Required task
Print the listing from its top line through the line containing "3h3M1.500 5.500h3M1.500 8h3M1.500", nothing more, and leave out the pictures.

Source excerpt

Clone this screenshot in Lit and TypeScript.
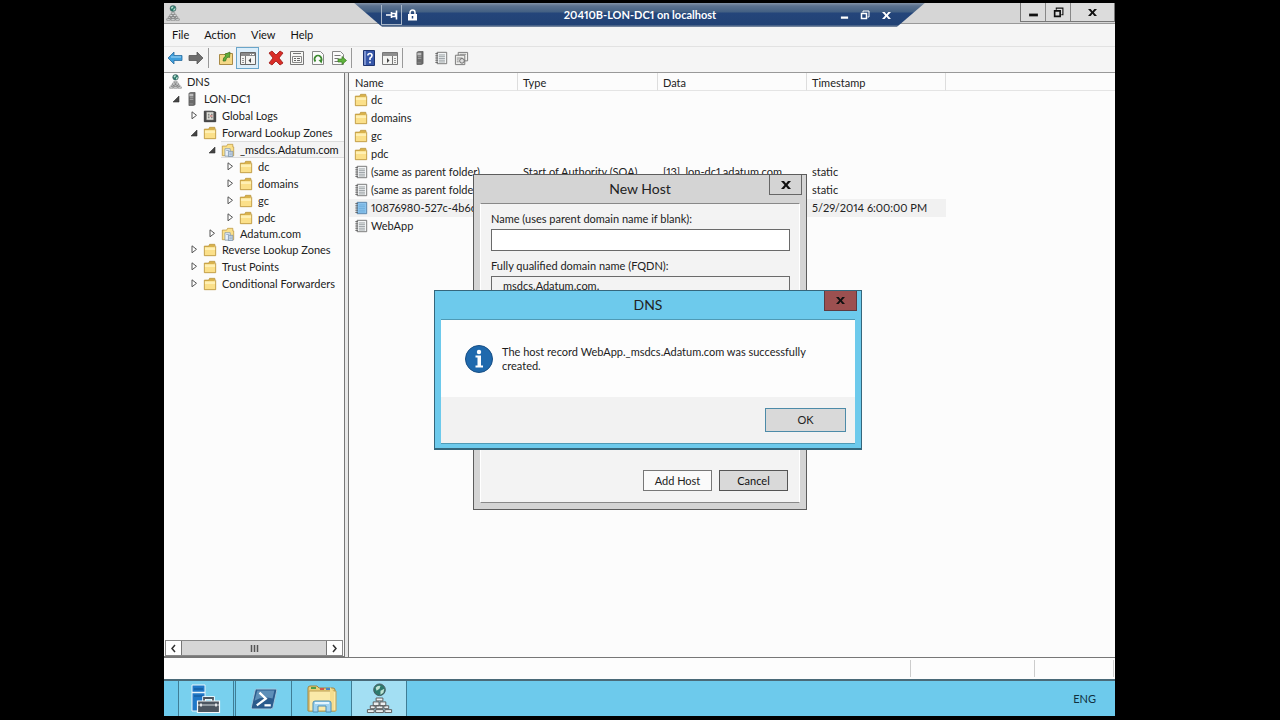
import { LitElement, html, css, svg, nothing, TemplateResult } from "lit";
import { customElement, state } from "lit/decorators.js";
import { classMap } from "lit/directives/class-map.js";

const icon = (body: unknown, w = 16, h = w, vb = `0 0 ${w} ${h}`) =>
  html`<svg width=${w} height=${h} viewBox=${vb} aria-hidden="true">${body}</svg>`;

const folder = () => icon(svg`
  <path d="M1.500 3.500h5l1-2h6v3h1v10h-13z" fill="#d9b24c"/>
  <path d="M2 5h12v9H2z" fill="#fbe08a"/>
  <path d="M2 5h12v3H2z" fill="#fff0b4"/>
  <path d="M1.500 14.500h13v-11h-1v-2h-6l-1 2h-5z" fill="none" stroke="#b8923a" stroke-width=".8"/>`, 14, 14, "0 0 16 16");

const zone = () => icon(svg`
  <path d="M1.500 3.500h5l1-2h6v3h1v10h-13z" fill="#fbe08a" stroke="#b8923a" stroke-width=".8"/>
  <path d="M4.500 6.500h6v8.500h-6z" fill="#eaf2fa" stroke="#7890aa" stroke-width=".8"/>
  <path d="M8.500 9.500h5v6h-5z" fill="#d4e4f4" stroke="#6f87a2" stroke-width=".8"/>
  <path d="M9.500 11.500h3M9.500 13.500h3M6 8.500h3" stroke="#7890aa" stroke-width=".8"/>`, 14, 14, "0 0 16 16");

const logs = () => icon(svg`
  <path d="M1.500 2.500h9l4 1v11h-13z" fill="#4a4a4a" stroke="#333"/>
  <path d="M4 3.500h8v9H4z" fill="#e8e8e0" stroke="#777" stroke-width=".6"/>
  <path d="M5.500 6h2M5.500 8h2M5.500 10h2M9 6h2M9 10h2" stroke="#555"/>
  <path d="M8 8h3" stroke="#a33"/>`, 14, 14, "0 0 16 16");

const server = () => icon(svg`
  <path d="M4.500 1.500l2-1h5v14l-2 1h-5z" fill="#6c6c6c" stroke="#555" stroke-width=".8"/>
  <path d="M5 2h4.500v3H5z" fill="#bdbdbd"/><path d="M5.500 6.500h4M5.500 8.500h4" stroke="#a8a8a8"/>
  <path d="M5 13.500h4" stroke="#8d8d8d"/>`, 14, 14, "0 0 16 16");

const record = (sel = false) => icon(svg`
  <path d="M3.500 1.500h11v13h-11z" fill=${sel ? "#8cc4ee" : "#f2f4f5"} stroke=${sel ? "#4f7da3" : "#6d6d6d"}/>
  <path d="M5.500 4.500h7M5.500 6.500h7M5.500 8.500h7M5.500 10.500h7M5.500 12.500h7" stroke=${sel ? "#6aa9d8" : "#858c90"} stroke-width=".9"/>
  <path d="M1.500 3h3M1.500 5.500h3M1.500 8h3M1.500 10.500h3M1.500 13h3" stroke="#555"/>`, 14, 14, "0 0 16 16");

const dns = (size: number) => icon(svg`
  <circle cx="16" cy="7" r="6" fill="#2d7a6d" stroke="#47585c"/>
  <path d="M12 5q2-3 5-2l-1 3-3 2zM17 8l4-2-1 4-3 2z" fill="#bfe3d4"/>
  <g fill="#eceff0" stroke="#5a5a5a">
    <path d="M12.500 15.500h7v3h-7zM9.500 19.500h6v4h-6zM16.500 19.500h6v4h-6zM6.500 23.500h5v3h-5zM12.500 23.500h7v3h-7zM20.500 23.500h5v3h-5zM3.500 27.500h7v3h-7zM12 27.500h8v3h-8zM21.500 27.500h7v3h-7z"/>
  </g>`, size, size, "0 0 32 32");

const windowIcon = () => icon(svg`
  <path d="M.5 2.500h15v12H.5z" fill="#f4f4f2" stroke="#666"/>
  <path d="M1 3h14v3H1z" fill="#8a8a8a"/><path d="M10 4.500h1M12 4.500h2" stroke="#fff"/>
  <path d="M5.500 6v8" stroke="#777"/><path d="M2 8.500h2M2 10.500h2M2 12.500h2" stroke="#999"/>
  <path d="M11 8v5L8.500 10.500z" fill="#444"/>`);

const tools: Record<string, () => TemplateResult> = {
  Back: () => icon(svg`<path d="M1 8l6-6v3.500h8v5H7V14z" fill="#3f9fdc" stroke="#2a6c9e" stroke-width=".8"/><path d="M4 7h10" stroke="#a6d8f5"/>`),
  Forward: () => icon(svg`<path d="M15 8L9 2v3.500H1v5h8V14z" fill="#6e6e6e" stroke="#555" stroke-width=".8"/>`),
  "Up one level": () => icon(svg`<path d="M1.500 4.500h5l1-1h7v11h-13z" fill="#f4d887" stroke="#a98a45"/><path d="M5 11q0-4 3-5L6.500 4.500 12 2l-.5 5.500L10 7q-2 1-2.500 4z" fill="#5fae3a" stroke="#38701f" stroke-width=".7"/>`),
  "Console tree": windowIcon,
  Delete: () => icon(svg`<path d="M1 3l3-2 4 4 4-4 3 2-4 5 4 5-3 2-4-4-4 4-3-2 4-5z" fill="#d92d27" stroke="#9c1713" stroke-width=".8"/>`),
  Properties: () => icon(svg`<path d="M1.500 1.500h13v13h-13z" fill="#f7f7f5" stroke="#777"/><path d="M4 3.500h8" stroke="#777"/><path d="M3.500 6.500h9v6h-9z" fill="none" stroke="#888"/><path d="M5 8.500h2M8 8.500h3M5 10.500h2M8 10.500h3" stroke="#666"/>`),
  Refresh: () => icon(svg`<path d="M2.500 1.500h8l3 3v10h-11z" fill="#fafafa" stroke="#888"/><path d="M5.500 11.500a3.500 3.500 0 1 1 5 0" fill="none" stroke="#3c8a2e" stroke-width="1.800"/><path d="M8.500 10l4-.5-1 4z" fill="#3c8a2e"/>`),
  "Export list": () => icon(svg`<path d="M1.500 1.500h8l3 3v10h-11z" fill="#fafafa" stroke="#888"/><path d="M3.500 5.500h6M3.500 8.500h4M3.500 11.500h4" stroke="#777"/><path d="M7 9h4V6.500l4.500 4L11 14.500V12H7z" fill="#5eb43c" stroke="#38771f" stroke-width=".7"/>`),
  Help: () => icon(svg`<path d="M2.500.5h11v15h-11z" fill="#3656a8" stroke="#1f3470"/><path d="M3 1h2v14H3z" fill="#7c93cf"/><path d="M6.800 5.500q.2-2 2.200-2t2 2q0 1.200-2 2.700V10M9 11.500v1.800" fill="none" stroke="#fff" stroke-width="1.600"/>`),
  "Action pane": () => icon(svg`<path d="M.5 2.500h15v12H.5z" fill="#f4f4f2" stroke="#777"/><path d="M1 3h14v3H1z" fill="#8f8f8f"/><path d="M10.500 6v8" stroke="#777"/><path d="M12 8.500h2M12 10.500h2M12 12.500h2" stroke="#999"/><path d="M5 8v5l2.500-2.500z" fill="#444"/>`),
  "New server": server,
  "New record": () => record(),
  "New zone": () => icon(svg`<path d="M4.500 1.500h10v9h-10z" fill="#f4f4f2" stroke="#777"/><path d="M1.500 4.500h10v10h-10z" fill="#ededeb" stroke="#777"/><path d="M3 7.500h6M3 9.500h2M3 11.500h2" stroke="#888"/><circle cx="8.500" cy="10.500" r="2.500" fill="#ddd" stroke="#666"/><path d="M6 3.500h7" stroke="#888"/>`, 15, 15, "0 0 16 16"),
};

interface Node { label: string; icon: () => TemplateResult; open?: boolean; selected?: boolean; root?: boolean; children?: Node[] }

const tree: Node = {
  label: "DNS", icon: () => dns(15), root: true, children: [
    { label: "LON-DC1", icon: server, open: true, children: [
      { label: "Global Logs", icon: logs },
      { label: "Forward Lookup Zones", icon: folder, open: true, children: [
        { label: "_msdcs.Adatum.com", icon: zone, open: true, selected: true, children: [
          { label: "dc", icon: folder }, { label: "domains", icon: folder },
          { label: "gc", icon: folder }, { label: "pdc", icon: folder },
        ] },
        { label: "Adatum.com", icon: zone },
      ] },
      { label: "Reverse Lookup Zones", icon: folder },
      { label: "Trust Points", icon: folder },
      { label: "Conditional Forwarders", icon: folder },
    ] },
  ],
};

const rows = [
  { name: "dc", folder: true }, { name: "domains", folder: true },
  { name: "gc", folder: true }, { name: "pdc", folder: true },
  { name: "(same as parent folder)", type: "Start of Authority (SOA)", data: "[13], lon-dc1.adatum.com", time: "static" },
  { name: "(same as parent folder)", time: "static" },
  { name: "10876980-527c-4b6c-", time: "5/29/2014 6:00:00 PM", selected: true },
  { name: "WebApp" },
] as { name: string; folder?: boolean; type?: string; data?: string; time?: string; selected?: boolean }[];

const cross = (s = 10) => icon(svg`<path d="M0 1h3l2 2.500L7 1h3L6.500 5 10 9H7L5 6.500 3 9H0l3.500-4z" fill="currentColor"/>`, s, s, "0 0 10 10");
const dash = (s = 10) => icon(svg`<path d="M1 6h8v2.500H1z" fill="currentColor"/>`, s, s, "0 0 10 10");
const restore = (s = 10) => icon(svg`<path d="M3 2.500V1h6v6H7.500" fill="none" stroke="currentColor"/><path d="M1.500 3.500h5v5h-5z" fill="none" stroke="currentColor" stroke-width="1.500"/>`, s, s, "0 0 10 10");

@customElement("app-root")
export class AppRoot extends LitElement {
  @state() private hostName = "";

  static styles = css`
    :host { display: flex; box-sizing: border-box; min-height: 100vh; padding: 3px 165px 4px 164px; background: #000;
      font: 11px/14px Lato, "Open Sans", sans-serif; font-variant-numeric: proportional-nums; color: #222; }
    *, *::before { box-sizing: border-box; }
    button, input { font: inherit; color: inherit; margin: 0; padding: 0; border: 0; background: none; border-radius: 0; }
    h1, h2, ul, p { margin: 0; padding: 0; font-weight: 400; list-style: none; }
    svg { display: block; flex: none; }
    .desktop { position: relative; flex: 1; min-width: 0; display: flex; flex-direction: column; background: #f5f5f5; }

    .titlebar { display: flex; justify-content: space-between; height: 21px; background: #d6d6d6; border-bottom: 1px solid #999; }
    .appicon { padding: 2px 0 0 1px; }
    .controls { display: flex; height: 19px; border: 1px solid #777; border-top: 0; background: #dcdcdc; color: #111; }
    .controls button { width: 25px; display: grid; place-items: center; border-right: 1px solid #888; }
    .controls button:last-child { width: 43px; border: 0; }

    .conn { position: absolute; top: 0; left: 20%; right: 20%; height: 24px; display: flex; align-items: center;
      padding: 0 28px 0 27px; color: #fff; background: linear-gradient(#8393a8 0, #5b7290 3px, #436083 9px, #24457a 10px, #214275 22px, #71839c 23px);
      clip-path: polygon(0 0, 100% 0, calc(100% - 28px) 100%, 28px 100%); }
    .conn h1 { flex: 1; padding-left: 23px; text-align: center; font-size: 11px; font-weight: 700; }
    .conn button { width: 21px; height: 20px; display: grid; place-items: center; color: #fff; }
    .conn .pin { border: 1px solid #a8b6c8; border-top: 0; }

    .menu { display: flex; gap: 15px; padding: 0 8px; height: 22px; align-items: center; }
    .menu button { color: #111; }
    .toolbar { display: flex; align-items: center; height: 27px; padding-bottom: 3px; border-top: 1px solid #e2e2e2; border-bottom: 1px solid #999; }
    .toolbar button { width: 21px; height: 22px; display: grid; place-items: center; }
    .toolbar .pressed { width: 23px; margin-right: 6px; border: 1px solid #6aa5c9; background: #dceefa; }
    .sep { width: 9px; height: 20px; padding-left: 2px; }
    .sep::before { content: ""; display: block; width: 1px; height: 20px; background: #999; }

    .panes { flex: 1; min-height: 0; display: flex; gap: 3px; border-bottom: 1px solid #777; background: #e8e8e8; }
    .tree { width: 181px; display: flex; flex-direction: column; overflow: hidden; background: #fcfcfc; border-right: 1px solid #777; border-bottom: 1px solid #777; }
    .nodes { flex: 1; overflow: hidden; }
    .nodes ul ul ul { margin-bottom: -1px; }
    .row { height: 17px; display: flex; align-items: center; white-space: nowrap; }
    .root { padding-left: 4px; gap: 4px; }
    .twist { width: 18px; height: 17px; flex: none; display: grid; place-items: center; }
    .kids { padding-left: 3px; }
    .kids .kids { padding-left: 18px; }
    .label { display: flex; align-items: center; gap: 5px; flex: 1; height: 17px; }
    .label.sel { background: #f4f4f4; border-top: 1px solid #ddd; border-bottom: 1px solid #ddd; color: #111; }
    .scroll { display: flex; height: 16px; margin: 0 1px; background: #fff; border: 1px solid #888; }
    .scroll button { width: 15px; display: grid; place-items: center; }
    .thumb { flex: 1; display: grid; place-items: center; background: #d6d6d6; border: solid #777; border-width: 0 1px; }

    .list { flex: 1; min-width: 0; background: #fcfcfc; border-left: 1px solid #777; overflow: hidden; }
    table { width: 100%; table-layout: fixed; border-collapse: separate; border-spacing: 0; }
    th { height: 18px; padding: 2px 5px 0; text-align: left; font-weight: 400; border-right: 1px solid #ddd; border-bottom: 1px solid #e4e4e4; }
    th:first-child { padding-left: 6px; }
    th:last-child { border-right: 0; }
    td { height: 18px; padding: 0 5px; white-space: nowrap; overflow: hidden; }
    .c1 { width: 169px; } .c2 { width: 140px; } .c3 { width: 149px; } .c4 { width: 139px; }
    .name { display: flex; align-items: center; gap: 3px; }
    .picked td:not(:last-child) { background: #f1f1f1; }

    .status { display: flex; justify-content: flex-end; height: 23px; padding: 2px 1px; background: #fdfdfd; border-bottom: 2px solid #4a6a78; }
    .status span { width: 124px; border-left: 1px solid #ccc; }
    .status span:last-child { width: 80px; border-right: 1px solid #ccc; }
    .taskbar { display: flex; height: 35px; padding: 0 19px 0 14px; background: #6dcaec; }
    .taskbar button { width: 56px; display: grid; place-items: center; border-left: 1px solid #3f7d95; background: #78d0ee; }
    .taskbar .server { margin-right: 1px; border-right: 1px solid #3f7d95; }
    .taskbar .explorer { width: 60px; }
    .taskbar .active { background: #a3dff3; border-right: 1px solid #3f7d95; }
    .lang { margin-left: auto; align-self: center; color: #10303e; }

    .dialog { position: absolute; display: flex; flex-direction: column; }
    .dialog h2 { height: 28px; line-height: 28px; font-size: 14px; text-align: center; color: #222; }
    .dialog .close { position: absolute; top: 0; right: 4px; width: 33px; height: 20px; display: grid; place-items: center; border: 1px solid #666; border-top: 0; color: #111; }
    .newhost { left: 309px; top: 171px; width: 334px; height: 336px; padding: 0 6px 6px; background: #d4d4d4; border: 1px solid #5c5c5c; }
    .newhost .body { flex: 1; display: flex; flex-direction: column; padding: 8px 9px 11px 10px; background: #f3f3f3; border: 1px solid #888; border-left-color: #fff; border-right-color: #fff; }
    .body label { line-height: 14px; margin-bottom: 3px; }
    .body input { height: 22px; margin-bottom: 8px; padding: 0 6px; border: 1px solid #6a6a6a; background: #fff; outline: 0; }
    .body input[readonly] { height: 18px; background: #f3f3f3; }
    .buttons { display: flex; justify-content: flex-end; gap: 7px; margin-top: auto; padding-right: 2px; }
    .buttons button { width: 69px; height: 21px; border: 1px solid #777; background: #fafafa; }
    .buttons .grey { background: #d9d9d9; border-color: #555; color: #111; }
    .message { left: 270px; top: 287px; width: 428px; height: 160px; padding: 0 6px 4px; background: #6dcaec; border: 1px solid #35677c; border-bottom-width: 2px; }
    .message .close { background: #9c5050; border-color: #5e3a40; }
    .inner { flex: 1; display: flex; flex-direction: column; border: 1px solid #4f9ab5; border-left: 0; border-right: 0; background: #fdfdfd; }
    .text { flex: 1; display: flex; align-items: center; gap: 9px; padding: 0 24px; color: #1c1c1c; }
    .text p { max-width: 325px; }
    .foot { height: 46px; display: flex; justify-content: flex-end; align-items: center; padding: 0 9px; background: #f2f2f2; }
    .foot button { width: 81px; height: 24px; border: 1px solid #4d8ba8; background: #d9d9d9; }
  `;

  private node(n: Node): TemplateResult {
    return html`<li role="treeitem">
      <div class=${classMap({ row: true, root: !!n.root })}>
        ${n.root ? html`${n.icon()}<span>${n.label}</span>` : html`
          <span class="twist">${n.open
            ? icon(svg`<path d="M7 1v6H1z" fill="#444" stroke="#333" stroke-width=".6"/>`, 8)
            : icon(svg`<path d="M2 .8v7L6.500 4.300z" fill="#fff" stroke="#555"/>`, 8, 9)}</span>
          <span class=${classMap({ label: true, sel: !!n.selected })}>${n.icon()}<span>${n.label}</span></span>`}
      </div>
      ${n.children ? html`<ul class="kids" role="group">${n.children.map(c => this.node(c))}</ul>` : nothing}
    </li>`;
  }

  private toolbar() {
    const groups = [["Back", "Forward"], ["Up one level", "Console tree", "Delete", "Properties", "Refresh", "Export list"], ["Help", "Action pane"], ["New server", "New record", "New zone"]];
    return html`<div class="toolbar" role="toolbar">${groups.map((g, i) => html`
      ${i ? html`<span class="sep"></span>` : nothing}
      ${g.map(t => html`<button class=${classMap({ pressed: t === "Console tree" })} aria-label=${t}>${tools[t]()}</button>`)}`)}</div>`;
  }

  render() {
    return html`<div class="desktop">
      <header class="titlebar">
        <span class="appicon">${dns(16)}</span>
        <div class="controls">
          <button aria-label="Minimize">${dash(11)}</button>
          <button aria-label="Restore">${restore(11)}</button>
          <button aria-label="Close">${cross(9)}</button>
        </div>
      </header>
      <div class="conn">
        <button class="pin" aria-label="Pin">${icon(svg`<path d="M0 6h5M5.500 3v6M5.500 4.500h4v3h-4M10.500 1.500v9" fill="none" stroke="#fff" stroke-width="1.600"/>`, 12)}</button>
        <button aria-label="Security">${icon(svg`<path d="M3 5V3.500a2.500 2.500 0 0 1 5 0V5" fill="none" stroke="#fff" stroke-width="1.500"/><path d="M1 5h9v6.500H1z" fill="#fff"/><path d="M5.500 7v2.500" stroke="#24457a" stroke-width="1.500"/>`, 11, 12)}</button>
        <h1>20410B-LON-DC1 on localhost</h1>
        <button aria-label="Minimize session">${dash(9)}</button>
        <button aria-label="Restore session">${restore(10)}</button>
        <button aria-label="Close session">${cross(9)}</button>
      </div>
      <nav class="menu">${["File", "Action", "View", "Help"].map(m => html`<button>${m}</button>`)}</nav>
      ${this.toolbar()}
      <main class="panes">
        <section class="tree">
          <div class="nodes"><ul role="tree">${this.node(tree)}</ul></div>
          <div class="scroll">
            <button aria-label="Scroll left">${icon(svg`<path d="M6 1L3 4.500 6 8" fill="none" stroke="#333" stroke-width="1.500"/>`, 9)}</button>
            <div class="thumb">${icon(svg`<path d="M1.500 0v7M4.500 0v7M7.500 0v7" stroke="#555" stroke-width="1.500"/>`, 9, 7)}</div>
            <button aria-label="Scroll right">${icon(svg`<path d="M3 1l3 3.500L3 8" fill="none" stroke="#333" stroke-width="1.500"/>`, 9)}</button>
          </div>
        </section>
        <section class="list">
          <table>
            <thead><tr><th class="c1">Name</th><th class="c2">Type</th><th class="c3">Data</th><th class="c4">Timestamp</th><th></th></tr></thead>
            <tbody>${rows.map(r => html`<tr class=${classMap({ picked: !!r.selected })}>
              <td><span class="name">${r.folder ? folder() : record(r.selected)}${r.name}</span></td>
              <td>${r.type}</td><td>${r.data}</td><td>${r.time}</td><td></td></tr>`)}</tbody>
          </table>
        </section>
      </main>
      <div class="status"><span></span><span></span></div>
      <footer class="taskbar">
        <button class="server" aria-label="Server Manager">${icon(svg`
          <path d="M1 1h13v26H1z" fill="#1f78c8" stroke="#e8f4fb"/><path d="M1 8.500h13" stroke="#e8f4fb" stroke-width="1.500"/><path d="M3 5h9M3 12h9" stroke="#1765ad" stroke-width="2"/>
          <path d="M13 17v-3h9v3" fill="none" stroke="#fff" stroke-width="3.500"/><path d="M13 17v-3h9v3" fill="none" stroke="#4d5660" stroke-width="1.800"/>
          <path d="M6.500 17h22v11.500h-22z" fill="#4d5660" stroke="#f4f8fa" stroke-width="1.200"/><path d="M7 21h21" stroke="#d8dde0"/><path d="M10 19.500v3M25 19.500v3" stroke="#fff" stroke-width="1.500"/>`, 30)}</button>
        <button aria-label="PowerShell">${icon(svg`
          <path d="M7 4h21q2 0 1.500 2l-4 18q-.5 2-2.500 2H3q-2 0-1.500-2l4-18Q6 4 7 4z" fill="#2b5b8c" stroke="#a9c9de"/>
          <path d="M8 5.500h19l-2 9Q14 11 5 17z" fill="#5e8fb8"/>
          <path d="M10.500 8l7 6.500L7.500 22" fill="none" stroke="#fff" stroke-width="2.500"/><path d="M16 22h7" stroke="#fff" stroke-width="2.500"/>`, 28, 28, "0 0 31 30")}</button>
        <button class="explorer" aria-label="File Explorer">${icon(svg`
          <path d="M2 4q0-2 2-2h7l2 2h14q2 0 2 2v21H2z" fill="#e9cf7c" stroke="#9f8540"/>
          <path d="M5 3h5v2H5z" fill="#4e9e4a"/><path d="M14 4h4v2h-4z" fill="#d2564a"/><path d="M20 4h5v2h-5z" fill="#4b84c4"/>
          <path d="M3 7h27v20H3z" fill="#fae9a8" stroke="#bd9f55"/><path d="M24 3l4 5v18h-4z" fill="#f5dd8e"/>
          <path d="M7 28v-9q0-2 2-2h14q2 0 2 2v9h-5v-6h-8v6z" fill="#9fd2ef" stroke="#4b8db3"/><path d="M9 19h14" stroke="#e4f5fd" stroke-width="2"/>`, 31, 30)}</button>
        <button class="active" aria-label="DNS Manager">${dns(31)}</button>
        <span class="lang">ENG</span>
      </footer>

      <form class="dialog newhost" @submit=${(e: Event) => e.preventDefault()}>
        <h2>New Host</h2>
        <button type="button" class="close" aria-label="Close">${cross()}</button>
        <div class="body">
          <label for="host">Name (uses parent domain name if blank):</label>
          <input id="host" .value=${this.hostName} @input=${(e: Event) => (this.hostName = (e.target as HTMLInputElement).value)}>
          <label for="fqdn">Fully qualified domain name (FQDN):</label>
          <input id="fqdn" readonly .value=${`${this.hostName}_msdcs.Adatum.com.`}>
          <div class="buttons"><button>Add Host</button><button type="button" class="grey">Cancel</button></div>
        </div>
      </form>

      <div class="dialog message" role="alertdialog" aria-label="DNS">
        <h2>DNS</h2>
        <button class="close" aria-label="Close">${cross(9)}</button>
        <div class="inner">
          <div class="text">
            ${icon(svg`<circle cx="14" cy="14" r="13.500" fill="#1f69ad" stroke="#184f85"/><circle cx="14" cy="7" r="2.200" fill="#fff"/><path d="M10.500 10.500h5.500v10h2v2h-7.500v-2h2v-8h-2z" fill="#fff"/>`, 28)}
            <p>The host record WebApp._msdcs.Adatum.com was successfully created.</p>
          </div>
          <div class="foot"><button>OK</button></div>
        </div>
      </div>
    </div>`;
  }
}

Output of the task
Clone this screenshot in Lit and TypeScript.
import { LitElement, html, css, svg, nothing, TemplateResult } from "lit";
import { customElement, state } from "lit/decorators.js";
import { classMap } from "lit/directives/class-map.js";

const icon = (body: unknown, w = 16, h = w, vb = `0 0 ${w} ${h}`) =>
  html`<svg width=${w} height=${h} viewBox=${vb} aria-hidden="true">${body}</svg>`;

const folder = () => icon(svg`
  <path d="M1.500 3.500h5l1-2h6v3h1v10h-13z" fill="#d9b24c"/>
  <path d="M2 5h12v9H2z" fill="#fbe08a"/>
  <path d="M2 5h12v3H2z" fill="#fff0b4"/>
  <path d="M1.500 14.500h13v-11h-1v-2h-6l-1 2h-5z" fill="none" stroke="#b8923a" stroke-width=".8"/>`, 14, 14, "0 0 16 16");

const zone = () => icon(svg`
  <path d="M1.500 3.500h5l1-2h6v3h1v10h-13z" fill="#fbe08a" stroke="#b8923a" stroke-width=".8"/>
  <path d="M4.500 6.500h6v8.500h-6z" fill="#eaf2fa" stroke="#7890aa" stroke-width=".8"/>
  <path d="M8.500 9.500h5v6h-5z" fill="#d4e4f4" stroke="#6f87a2" stroke-width=".8"/>
  <path d="M9.500 11.500h3M9.500 13.500h3M6 8.500h3" stroke="#7890aa" stroke-width=".8"/>`, 14, 14, "0 0 16 16");

const logs = () => icon(svg`
  <path d="M1.500 2.500h9l4 1v11h-13z" fill="#4a4a4a" stroke="#333"/>
  <path d="M4 3.500h8v9H4z" fill="#e8e8e0" stroke="#777" stroke-width=".6"/>
  <path d="M5.500 6h2M5.500 8h2M5.500 10h2M9 6h2M9 10h2" stroke="#555"/>
  <path d="M8 8h3" stroke="#a33"/>`, 14, 14, "0 0 16 16");

const server = () => icon(svg`
  <path d="M4.500 1.500l2-1h5v14l-2 1h-5z" fill="#6c6c6c" stroke="#555" stroke-width=".8"/>
  <path d="M5 2h4.500v3H5z" fill="#bdbdbd"/><path d="M5.500 6.500h4M5.500 8.500h4" stroke="#a8a8a8"/>
  <path d="M5 13.500h4" stroke="#8d8d8d"/>`, 14, 14, "0 0 16 16");

const record = (sel = false) => icon(svg`
  <path d="M3.500 1.500h11v13h-11z" fill=${sel ? "#8cc4ee" : "#f2f4f5"} stroke=${sel ? "#4f7da3" : "#6d6d6d"}/>
  <path d="M5.500 4.500h7M5.500 6.500h7M5.500 8.500h7M5.500 10.500h7M5.500 12.500h7" stroke=${sel ? "#6aa9d8" : "#858c90"} stroke-width=".9"/>
  <path d="M1.500 3h3M1.500 5.500h3M1.500 8h3M1.500 10.500h3M1.500 13h3" stroke="#555"/>`, 14, 14, "0 0 16 16");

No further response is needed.